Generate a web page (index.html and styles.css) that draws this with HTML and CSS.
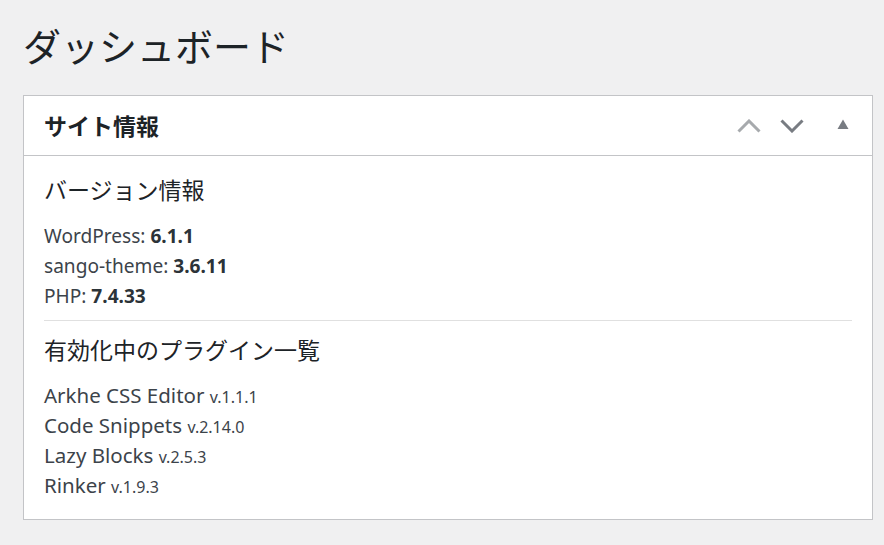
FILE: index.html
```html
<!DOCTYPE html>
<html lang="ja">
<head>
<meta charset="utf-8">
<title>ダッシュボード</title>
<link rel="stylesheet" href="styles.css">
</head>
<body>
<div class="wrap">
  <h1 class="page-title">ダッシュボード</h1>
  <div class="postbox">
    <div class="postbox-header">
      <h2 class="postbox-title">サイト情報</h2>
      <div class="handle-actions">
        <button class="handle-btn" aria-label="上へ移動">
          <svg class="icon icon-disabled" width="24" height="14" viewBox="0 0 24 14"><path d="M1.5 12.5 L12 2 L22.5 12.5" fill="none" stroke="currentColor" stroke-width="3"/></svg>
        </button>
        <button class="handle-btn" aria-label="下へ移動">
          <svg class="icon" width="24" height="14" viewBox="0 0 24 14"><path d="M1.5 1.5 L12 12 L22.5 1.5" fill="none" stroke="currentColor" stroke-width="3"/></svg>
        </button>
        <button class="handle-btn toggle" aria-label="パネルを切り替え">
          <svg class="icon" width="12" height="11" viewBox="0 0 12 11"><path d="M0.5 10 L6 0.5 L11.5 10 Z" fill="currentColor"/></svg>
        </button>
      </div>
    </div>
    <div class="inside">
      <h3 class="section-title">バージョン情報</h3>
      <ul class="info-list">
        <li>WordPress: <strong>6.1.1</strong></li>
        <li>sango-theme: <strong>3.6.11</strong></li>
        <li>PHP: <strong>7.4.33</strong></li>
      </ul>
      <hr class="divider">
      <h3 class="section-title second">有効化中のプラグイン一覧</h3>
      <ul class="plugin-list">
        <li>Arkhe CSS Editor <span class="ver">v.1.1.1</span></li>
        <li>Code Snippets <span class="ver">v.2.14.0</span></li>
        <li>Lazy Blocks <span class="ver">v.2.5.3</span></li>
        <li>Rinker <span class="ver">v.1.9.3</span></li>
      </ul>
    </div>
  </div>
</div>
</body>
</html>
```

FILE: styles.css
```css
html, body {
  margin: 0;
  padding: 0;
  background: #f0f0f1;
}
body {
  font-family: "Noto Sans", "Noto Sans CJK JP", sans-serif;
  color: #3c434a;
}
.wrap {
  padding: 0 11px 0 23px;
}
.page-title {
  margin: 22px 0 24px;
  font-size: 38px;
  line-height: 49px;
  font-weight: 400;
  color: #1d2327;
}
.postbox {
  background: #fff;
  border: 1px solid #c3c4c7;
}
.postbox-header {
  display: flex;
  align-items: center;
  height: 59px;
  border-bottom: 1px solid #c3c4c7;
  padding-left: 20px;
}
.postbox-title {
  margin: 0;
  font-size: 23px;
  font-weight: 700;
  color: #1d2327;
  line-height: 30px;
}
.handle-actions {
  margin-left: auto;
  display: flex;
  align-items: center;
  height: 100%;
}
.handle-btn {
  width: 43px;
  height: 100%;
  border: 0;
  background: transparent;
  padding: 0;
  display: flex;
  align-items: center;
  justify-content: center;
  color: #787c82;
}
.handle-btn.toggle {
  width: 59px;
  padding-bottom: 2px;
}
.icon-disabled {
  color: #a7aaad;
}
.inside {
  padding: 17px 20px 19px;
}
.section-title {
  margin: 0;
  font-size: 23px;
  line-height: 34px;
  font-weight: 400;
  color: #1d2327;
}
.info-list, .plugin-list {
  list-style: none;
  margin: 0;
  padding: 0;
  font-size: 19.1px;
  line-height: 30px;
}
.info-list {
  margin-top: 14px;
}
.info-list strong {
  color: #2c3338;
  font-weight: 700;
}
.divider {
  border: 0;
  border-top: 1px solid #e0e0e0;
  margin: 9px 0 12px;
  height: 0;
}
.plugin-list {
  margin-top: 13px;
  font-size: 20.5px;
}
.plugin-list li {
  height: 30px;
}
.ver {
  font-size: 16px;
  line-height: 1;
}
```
= = =
Using the material above, set down every line exactly, but skip the pictures.

== Complete output ==
Generate a web page (index.html and styles.css) that draws this with HTML and CSS.
FILE: index.html
```html
<!DOCTYPE html>
<html lang="ja">
<head>
<meta charset="utf-8">
<title>ダッシュボード</title>
<link rel="stylesheet" href="styles.css">
</head>
<body>
<div class="wrap">
  <h1 class="page-title">ダッシュボード</h1>
  <div class="postbox">
    <div class="postbox-header">
      <h2 class="postbox-title">サイト情報</h2>
      <div class="handle-actions">
        <button class="handle-btn" aria-label="上へ移動">
          <svg class="icon icon-disabled" width="24" height="14" viewBox="0 0 24 14"><path d="M1.5 12.5 L12 2 L22.5 12.5" fill="none" stroke="currentColor" stroke-width="3"/></svg>
        </button>
        <button class="handle-btn" aria-label="下へ移動">
          <svg class="icon" width="24" height="14" viewBox="0 0 24 14"><path d="M1.5 1.5 L12 12 L22.5 1.5" fill="none" stroke="currentColor" stroke-width="3"/></svg>
        </button>
        <button class="handle-btn toggle" aria-label="パネルを切り替え">
          <svg class="icon" width="12" height="11" viewBox="0 0 12 11"><path d="M0.5 10 L6 0.5 L11.5 10 Z" fill="currentColor"/></svg>
        </button>
      </div>
    </div>
    <div class="inside">
      <h3 class="section-title">バージョン情報</h3>
      <ul class="info-list">
        <li>WordPress: <strong>6.1.1</strong></li>
        <li>sango-theme: <strong>3.6.11</strong></li>
        <li>PHP: <strong>7.4.33</strong></li>
      </ul>
      <hr class="divider">
      <h3 class="section-title second">有効化中のプラグイン一覧</h3>
      <ul class="plugin-list">
        <li>Arkhe CSS Editor <span class="ver">v.1.1.1</span></li>
        <li>Code Snippets <span class="ver">v.2.14.0</span></li>
        <li>Lazy Blocks <span class="ver">v.2.5.3</span></li>
        <li>Rinker <span class="ver">v.1.9.3</span></li>
      </ul>
    </div>
  </div>
</div>
</body>
</html>
```

FILE: styles.css
```css
html, body {
  margin: 0;
  padding: 0;
  background: #f0f0f1;
}
body {
  font-family: "Noto Sans", "Noto Sans CJK JP", sans-serif;
  color: #3c434a;
}
.wrap {
  padding: 0 11px 0 23px;
}
.page-title {
  margin: 22px 0 24px;
  font-size: 38px;
  line-height: 49px;
  font-weight: 400;
  color: #1d2327;
}
.postbox {
  background: #fff;
  border: 1px solid #c3c4c7;
}
.postbox-header {
  display: flex;
  align-items: center;
  height: 59px;
  border-bottom: 1px solid #c3c4c7;
  padding-left: 20px;
}
.postbox-title {
  margin: 0;
  font-size: 23px;
  font-weight: 700;
  color: #1d2327;
  line-height: 30px;
}
.handle-actions {
  margin-left: auto;
  display: flex;
  align-items: center;
  height: 100%;
}
.handle-btn {
  width: 43px;
  height: 100%;
  border: 0;
  background: transparent;
  padding: 0;
  display: flex;
  align-items: center;
  justify-content: center;
  color: #787c82;
}
.handle-btn.toggle {
  width: 59px;
  padding-bottom: 2px;
}
.icon-disabled {
  color: #a7aaad;
}
.inside {
  padding: 17px 20px 19px;
}
.section-title {
  margin: 0;
  font-size: 23px;
  line-height: 34px;
  font-weight: 400;
  color: #1d2327;
}
.info-list, .plugin-list {
  list-style: none;
  margin: 0;
  padding: 0;
  font-size: 19.1px;
  line-height: 30px;
}
.info-list {
  margin-top: 14px;
}
.info-list strong {
  color: #2c3338;
  font-weight: 700;
}
.divider {
  border: 0;
  border-top: 1px solid #e0e0e0;
  margin: 9px 0 12px;
  height: 0;
}
.plugin-list {
  margin-top: 13px;
  font-size: 20.5px;
}
.plugin-list li {
  height: 30px;
}
.ver {
  font-size: 16px;
  line-height: 1;
}
```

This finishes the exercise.